If you enjoyed the best-selling “On the Island,” author Tracey Garvis Graves’ first published novel, you should like her latest, “Covet.” This new work, her first hard-bound, will publish Tuesday.
The novels share the theme of emotional intimacy but are decidedly separate works.
Don’t let the new book’s title fool you: There’s not a lot of actual coveting in the story. You’ll find longing and desire aplenty, however.
Graves introduces the reader to Chris and Claire, a married couple who live in an upscale Kansas City suburb with their two school-age children and an assortment of interesting neighbors with their own problems. All is well in Chris and Claire’s marriage and lives until Chris loses his well-paying job to down-sizing.
During the year it takes him to find other work, the couple drift apart emotionally, sleep separately, stop talking about anything meaningful and, in general, become roommates, not partners in a marriage. Chris’ deepening depression requires medication.
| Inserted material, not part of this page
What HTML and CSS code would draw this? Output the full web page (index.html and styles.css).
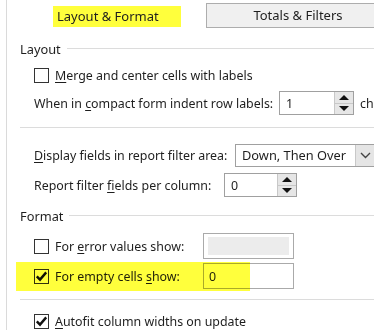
FILE: index.html
```html
<!DOCTYPE html>
<html lang="en">
<head>
    <meta charset="UTF-8">
    <meta name="viewport" content="width=device-width, initial-scale=1.0">
    <title>PivotTable Options</title>
    <link rel="stylesheet" href="styles.css">
</head>
<body>
    <div class="dialog">
        <div class="tabs">
            <div class="tab tab-active">Layout &amp; Format</div>
            <div class="tab">Totals &amp; Filters</div>
        </div>

        <div class="group-head"><span>Layout</span></div>

        <div class="row row-merge">
            <span class="check"></span>
            <span class="label"><u>M</u>erge and center cells with labels</span>
        </div>

        <div class="row row-compact">
            <span class="label label-compact">When in <u>c</u>ompact form indent row labels:</span>
            <div class="spin spin-indent">
                <span class="spin-value">1</span>
                <div class="spin-buttons">
                    <span class="arrow-up"></span>
                    <span class="arrow-down"></span>
                </div>
            </div>
            <span class="label suffix">characters</span>
        </div>

        <div class="separator sep-layout"></div>

        <div class="row row-display">
            <span class="label label-display"><u>D</u>isplay fields in report filter area:</span>
            <div class="select">
                <span class="select-value">Down, Then Over</span>
                <span class="select-button">
                    <svg width="11" height="7" viewBox="0 0 11 7"><path d="M1 1 L5.5 5.5 L10 1" fill="none" stroke="#444" stroke-width="1.4"/></svg>
                </span>
            </div>
        </div>

        <div class="row row-report">
            <span class="label label-report">Report filter <u>f</u>ields per column:</span>
            <div class="spin spin-report">
                <span class="spin-value">0</span>
                <div class="spin-buttons">
                    <span class="arrow-up"></span>
                    <span class="arrow-down"></span>
                </div>
            </div>
        </div>

        <div class="group-head head-format"><span>Format</span></div>

        <div class="row row-error">
            <span class="check"></span>
            <span class="label label-fixed">For <u>e</u>rror values show:</span>
            <div class="textbox textbox-disabled"><span class="textbox-fill"></span></div>
        </div>

        <div class="row row-empty">
            <span class="check checked">
                <svg width="13" height="13" viewBox="0 0 13 13"><path d="M1.8 6.3 L5 9.6 L11.2 2.4" fill="none" stroke="#111" stroke-width="2.4"/></svg>
            </span>
            <span class="label label-fixed">For empty cells <u>s</u>how:</span>
            <div class="textbox"><span class="textbox-value">0</span></div>
            <span class="highlight"></span>
        </div>

        <div class="separator sep-format"></div>

        <div class="row row-autofit">
            <span class="check checked">
                <svg width="13" height="13" viewBox="0 0 13 13"><path d="M1.8 6.3 L5 9.6 L11.2 2.4" fill="none" stroke="#111" stroke-width="2.4"/></svg>
            </span>
            <span class="label"><u>A</u>utofit column widths on update</span>
        </div>
    </div>
</body>
</html>
```

FILE: styles.css
```css
body {
    margin: 0;
    padding: 0;
    background-color: #fff;
    font-family: 'Noto Sans', 'Open Sans', sans-serif;
    font-size: 12.4px;
    color: #1e1e1e;
    width: 374px;
    height: 330px;
    overflow: hidden;
}

.dialog {
    margin-left: 6px;
    width: 420px;
    height: 330px;
    border-left: 1px solid #dadada;
}

/* Tab strip */
.tabs {
    display: flex;
    align-items: flex-start;
    height: 38px;
}

.tab {
    box-sizing: border-box;
    white-space: nowrap;
}

.tab-active {
    margin-left: 46px;
    margin-top: 6px;
    width: 128px;
    height: 21px;
    padding-left: 4px;
    line-height: 21px;
    font-size: 13px;
    background-color: #ffff3c;
}

.tab:not(.tab-active) {
    margin-left: 25px;
    margin-top: 3px;
    width: 184px;
    height: 25px;
    line-height: 23px;
    text-align: center;
    font-size: 13px;
    background-color: #f0f0f0;
    border: 1px solid #adadad;
}

/* Group headings with a rule after the text */
.group-head {
    display: flex;
    align-items: center;
    height: 22px;
    padding-left: 13px;
    font-size: 12.8px;
}

.group-head::after {
    content: "";
    flex: 1;
    margin-left: 6px;
    margin-top: -1px;
    border-top: 1px solid #dcdcdc;
}

.head-format {
    height: 34px;
}

.row {
    position: relative;
    display: flex;
    align-items: center;
    padding-left: 27px;
    white-space: nowrap;
}

.label u {
    text-decoration-thickness: 1px;
    text-underline-offset: 2px;
}

.row-merge { height: 30px; }
.row-compact { height: 26px; }
.row-display { height: 32px; }
.row-report { height: 28px; }
.row-error { height: 26px; }
.row-empty { height: 34px; }
.row-autofit { height: 26px; }

.separator {
    margin-left: 13px;
    border-top: 1px solid #dcdcdc;
}

.sep-layout {
    height: 11px;
    margin-top: 11px;
}

.sep-format {
    height: 8px;
    margin-top: 6px;
}

/* Checkboxes */
.check {
    box-sizing: border-box;
    width: 15px;
    height: 15px;
    margin-right: 6px;
    border: 1px solid #333;
    background-color: #fff;
    display: flex;
    align-items: center;
    justify-content: center;
}

/* Fixed label widths so the controls line up */
.label-compact { width: 245px; }
.label-display { width: 201px; }
.label-report { width: 190px; }
.label-fixed { width: 148px; }

/* Spinners */
.spin {
    box-sizing: border-box;
    display: flex;
    justify-content: space-between;
    align-items: center;
    border: 1px solid #a0a0a0;
    background-color: #fff;
}

.spin-indent {
    width: 75px;
    height: 24px;
}

.spin-report {
    width: 73px;
    height: 24px;
}

.spin-value {
    padding-left: 6px;
}

.spin-buttons {
    box-sizing: border-box;
    display: flex;
    flex-direction: column;
    width: 19px;
    height: 22px;
    border-left: 1px solid #c8c8c8;
    background-color: #e6e6e6;
}

.arrow-up,
.arrow-down {
    flex: 1;
    display: flex;
    align-items: center;
    justify-content: center;
}

.arrow-up {
    border-bottom: 1px solid #c8c8c8;
}

.arrow-up::before {
    content: "";
    border-left: 5px solid transparent;
    border-right: 5px solid transparent;
    border-bottom: 5px solid #111;
}

.arrow-down::before {
    content: "";
    border-left: 5px solid transparent;
    border-right: 5px solid transparent;
    border-top: 5px solid #111;
}

.suffix {
    margin-left: 6px;
}

/* Dropdown */
.select {
    box-sizing: border-box;
    display: flex;
    align-items: center;
    justify-content: space-between;
    width: 140px;
    height: 23px;
    border: 1px solid #a0a0a0;
}

.select-value {
    padding-left: 6px;
    font-size: 12.8px;
}

.select-button {
    width: 18px;
    height: 21px;
    display: flex;
    align-items: center;
    justify-content: center;
    background-color: #e5e5e5;
    border-left: 1px solid #c8c8c8;
}

/* Text boxes */
.textbox {
    box-sizing: border-box;
    width: 91px;
    height: 26px;
    border: 1px solid #aaa;
    display: flex;
    align-items: center;
}

.textbox-disabled {
    padding: 3px 4px;
}

.textbox-fill {
    flex: 1;
    align-self: stretch;
    background-color: #ececec;
}

.textbox-value {
    padding-left: 5px;
}

/* Yellow marker over the empty cells row */
.highlight {
    position: absolute;
    left: 9px;
    top: 3px;
    width: 234px;
    height: 29px;
    background-color: #ffff3c;
    mix-blend-mode: multiply;
    pointer-events: none;
}
```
The new job eases the financial woes, boosts Chris’ confidence and lessens his depression. The flip side is that the job keeps him away from home during the week. And when he is home, he’s working behind a closed door in his home office.
Neither he nor Claire can find a way to connect the way they once did. In a misguided attempt to shield the other, each fails to share feelings. Yet this very behavior exacerbates the communication gap.
While Chris is traveling for his job, Claire develops a friendship with a local police officer.
Graves writes dialogue the way people really talk and seems to have mastered writing sexual frisson scenes.
Through Chris and Claire, Graves explores deeper philosophical questions: Is emotional intimacy more or less damaging than sexual intimacy? What can and can’t be forgiven in a marriage? Can men and women be close friends when one or both are married to others?